The quality and colour of the ink is also more consistent in the manuscript. In the worksheet and “List of Chapter Headings”, changes in ink can add to the contrast between groups, whether it is a change to a black ink producing corrosion, or a more obvious change of colour. The latter occurs a little more frequently in the worksheet and List than in the manuscript, partly because entries in the worksheet and List are often made at different times, and partly because in the manuscript Dickens prefers, where possible, to use the same ink for each chapter. For an account of the only exception, see the last two paragraphs of ‘Ink colour’ pp.21–2.

As for quills, some were kept, at the start at least, specifically for writing the novel. Dickens had a set of quills without which he felt unable to begin writing the first number.26 They were presumably of the best quality goose feather, which he may have recut or mended himself as the need arose, or perhaps discarded (or demoted) as they became worn.27 The quills he used in the worksheets, by contrast, are more varied, occasionally with a poor flow, e.g. the erratic flow throughout Ws.6a p.66, or sometimes with a thickly cut nib, e.g. the titles and descriptions of chs.46 and 47 (later 48) and many entries in Ws.15 p.102, where he uses a thickly cut and free flowing quill that threatens to blot, having used a finer quill to write his initial number plan and the plan for ch.48 (later 47).

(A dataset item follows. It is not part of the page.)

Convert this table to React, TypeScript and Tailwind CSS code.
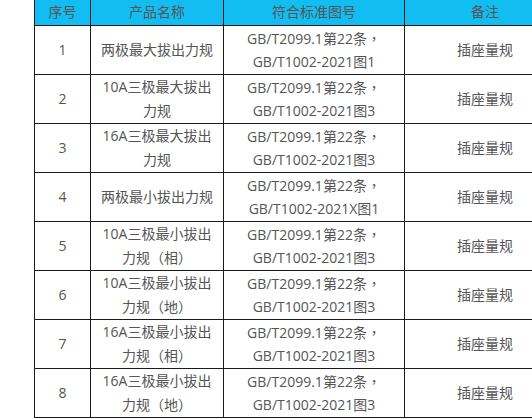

In this description of the materials that Dickens used, the application of the word ‘manuscript’ has narrowed to ‘the manuscript of the novel’. As mentioned earlier, the worksheets and the other working notes are a part of the manuscript that is held in the volumes of the V&A Museum. However, a clear distinction between the manuscript of the novel and the working notes has to be made in order to understand the relation between the two. From now on ‘manuscript’ and its abbreviation ‘MS’ always refers to the manuscript of the novel, excluding the working notes.